In fact, eager-loading has nothing to do with object databases (despite the fact that they were blamed for it)—I've worked with object-relational layers that did exactly the same thing, with exactly the same kind of results. The problem, although "solved" differently, is the same as that for lazy-loading: the underlying plumbing layer just doesn't know which data to pull back when retrieving object state. So, in the case of the eager-loading system, we err on the side of fewer network round-trips and pull it all back.
Despite the obvious bandwidth consumption, eager-loading does have a number of advantages to it that lazy-loading can't match.
First, eager-loading the complete set of data you'll need helps tremendously with concurrency situations. Remember, in the lazy-loaded scenario, it was possible (without Session Façade [Alur/Crupi/Malks, 341] in place) for clients to see semantically corrupt data because each entity bean access resulted in a separate SQL query under separate transactions. This meant that another client could modify that row between transactions, thus effectively invalidating everything that had been retrieved before, without us knowing about it. When eager-loading data, we can pull across a complete dump of the row as part of a single transaction, thus obviating the need for another trip to the database and eliminating the corrupt semantic data possibility—there's no "second query" to return changed data. In essence, eager-loading fosters a pass-by-value dynamic, as opposed to lazy-loading's pass-by-reference approach.
This has some powerful implications for lock windows (see Item 29), too. The container won't have to hold a lock against the row (or page, or table, depending on your database's locking defaults) for the entire duration of the session bean's transaction, if accessed via EJB, or the explicit transaction maintained either through a JTA Transaction or JDBC Connection. Shorter lock windows mean lower contention, which means better scalability.
Of course, eager-loading all the data also means there's a window of opportunity for other clients to modify the data, since you're no longer holding a transactional lock against it, but this can be solved through a variety of means, including explicit transactional locks, pessimistic concurrency models (see Item 34), and optimistic concurrency models (see Item 33).
Second, as already implied, eager-loading data can drastically reduce the total time spent on the wire retrieving data for a given collection if that data can be safely assumed to be needed.

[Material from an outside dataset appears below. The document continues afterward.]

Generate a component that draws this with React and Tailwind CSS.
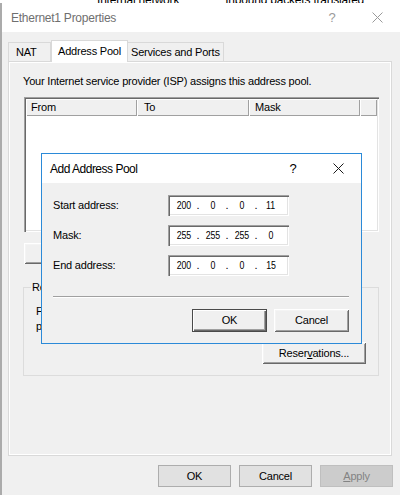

Consider, for example, user preferences: data that individual users can define in order to customize their use of the application in a variety of ways, such as background images for the main window, whether to use the "basic" or "advanced" menus, and so on. This is data that may not be needed immediately at the time the user logs in, but it's a fair bet that all of it will be used at some point or another within the application. We could lazy-load the data, but considering that each data element (configuration item) will probably be needed independently of the others, we're looking at, again, an N+1 query problem, in this case retrieving each individual data element rather than individual row. Go ahead and pull the entire set across at once, and just hold it locally for use by the code that needs to consult user preferences when deciding how to render output, windowing decorations, or whatever.
Eager-loading isn't just for pulling back columns in a row, either. As with lazy-loading, you can apply eager-loading principles at scopes larger than just individual rows. For example, we can apply eager-loading principles across tables and dependent data, so that if a user requests a Person object, we load all of the associated Address, PerformanceReview, and other objects associated with this Person, even though it might mean multiple queries executed in some kind of single-round-trip batch form (see Item 48).

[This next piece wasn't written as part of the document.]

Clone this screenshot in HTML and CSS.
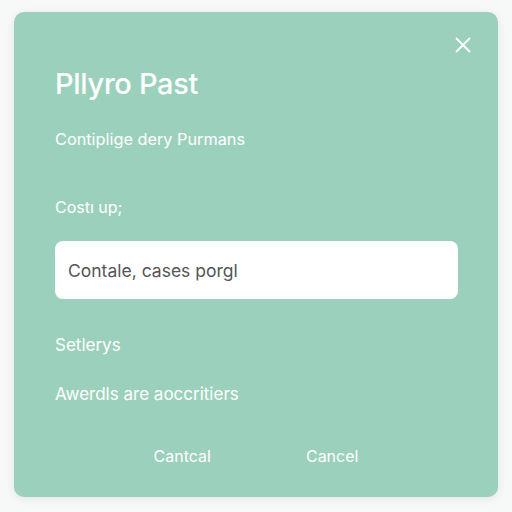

While we're at it, there's never any reason why a table that holds read-only values shouldn't be eager-loaded. For example, many systems put internationalized text (like days of the week, months of the year, and so on) into tables in the database for easy modification at the client site. Since the likelihood of somebody changing the names of the days of the week is pretty low, go ahead and read the entirety of this table once and hold the results in some kind of in-process collection class or RowSet for later consultation. Granted, it might make system startup take a bit longer, but end users will see faster access on each request-response trip. (In many respects, this is just a flavor of Item 4.)
In the end, eager-loading data is just as viable and useful an optimization as lazy-loading data, despite its ugly reputation. In fact, in many cases it's a far more acceptable tradeoff than the lazy-loading scenario, given the relatively cheap cost of additional memory compared with the expensive and slow network access we currently live under. As always, be sure to profile (see Item 10) before doing either lazy- or eager-loading optimizations, but if an eager-load can save you a couple of network accesses, it's generally worth the extra bandwidth on the first trip and the extra memory to hold the eager-loaded data.